By Rathindra Kuruwita
The government must establish an institution to entertain complaints from patients about problems with drugs or services and a mechanism to investigate these complaints, President of the College of Medical Laboratory Science (CMLS) Ravi Kumudesh says.
The Laboratory Technologist had also demanded an investigation into the death of a 35-year-old woman following surgery at the National Eye Hospital, Kumudesh said, adding that Himali Priyadharshani Weerasinghe had passed away without gaining consciousness after an eye surgery.
“The deceased underwent surgery on 05 July. There are many who suspect that she died due to the anaesthetic used in the surgery. We have raised concerns about the quality of Anestisol, a brand of the sedative-hypnotic agent Propofol. The National Medicines Regulatory Authority (NMRA) dismissed these concerns.
Recently, the Health Minister insisted in Parliament that the deaths at two hospitals in Peradeniya had not been caused by an anaesthetic,” he said.Kumudesh said that patients were dying or facing serious consequences due to low-quality drugs, and it was the responsibility of the government to look into these reports.
“We urge the people to think rationally; don’t panic. The overwhelming majority of healthcare professionals are deeply committed to your well-being. If you have suspicions about the side effects of a drug, complain to the Sri Lanka Medical Council, Director General of health services,” he said.
The anaesthetic believed to have caused two deaths at the Peradeniya Teaching Hospital had been procured through the Indian Credit Line, Dr. Vijith Gunasekera from the National Medicines Regulatory Authority (NMRA) told journalists last week.

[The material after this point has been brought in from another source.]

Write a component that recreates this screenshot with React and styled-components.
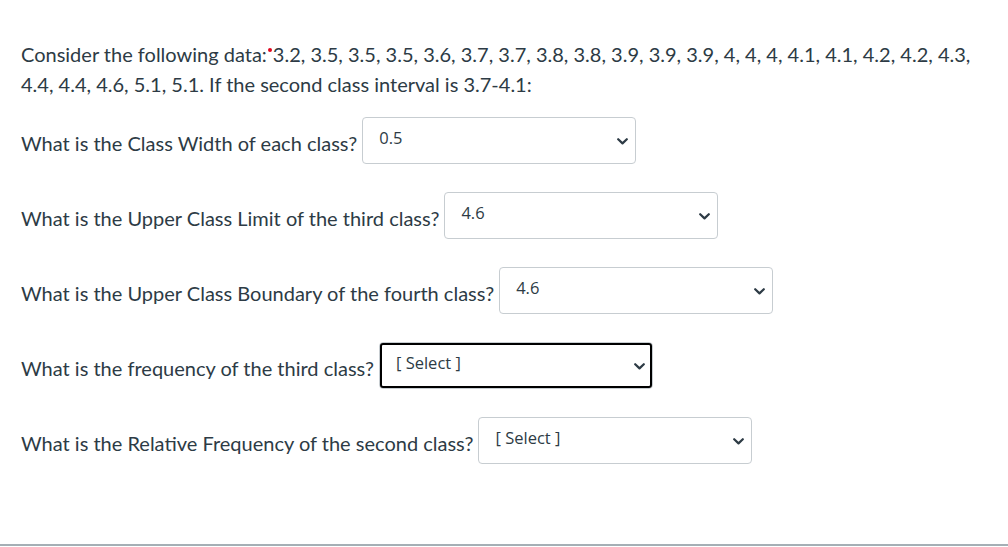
import React from "react";
import styled, { createGlobalStyle } from "styled-components";

const GlobalStyle = createGlobalStyle`
  html, body {
    margin: 0;
    padding: 0;
    background: #fff;
  }
  body {
    font-family: Lato, "Open Sans", sans-serif;
    color: #2d3b45;
  }
`;

const questions = [
  { label: "What is the Class Width of each class?", value: "0.5" },
  { label: "What is the Upper Class Limit of the third class?", value: "4.6" },
  { label: "What is the Upper Class Boundary of the fourth class?", value: "4.6" },
  { label: "What is the frequency of the third class?", value: "[ Select ]", focused: true },
  { label: "What is the Relative Frequency of the second class?", value: "[ Select ]" },
];

function Chevron() {
  return (
    <svg width="11" height="7" viewBox="0 0 11 7">
      <polyline
        points="1.2,1.2 5.5,5.4 9.8,1.2"
        fill="none"
        stroke="#2d3b45"
        strokeWidth="2.2"
        strokeLinecap="round"
        strokeLinejoin="round"
      />
    </svg>
  );
}

function App() {
  return (
    <Page>
      <GlobalStyle />
      <Content>
        <Intro>
          Consider the following data:<Dot />3.2, 3.5, 3.5, 3.5, 3.6, 3.7, 3.7, 3.8, 3.8, 3.9, 3.9, 3.9, 4, 4, 4, 4.1, 4.1, 4.2, 4.2, 4.3,
          4.4, 4.4, 4.6, 5.1, 5.1. If the second class interval is 3.7-4.1:
        </Intro>

        {questions.map((q) => (
          <Question key={q.label}>
            <Label>{q.label}</Label>
            <Dropdown $focused={q.focused}>
              <Value>{q.value}</Value>
              <Arrow>
                <Chevron />
              </Arrow>
            </Dropdown>
          </Question>
        ))}
      </Content>
      <Footer />
    </Page>
  );
}

export default App;

const Page = styled.div`
  width: 1008px;
  height: 547px;
  display: flex;
  flex-direction: column;
  justify-content: space-between;
  overflow: hidden;
`;

const Content = styled.div`
  padding: 39px 0 0 21px;
  display: flex;
  flex-direction: column;
  gap: 28px;
`;

const Intro = styled.p`
  margin: 0 0 -10px;
  font-size: 20px;
  line-height: 30px;
  width: 978px;
`;

const Dot = styled.span`
  display: inline-block;
  width: 4px;
  height: 4px;
  border-radius: 50%;
  background: #e0061f;
  margin: 0 1px 0 1px;
  position: relative;
  top: -10px;
`;

const Question = styled.div`
  display: flex;
  align-items: center;
  gap: 5px;
`;

const Label = styled.span`
  font-size: 20px;
  margin-top: 5px;
  white-space: nowrap;
`;

const Dropdown = styled.div`
  position: relative;
  box-sizing: border-box;
  width: 274px;
  height: 47px;
  border: 1px solid #c7cdd1;
  border-radius: 4px;
  background: #fff;
  display: flex;
  align-items: flex-start;
  padding: 9px 0 0 16px;
  ${(p) =>
    p.$focused &&
    `
    outline: 2px solid #000;
    outline-offset: -3px;
  `}
`;

const Value = styled.span`
  font-family: "Open Sans", "Noto Sans", sans-serif;
  font-size: 16.5px;
  line-height: 22px;
  color: #2d3b45;
`;

const Arrow = styled.span`
  position: absolute;
  right: 7px;
  top: 20px;
  display: flex;
`;

const Footer = styled.div`
  height: 1px;
  border-top: 2px solid #a5afb5;
`;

Dr. Gunasekera said certain drugs obtained under the Indian Credit line were used in Sri Lanka without being registered with the NMRA.He said Sri Lanka, facing a severe shortage of essential items, including drugs, had relied heavily on loans from various countries and organisations for the procurement of drugs. He cited lack of testing capacity as a hindrance to examining every batch of imported drugs.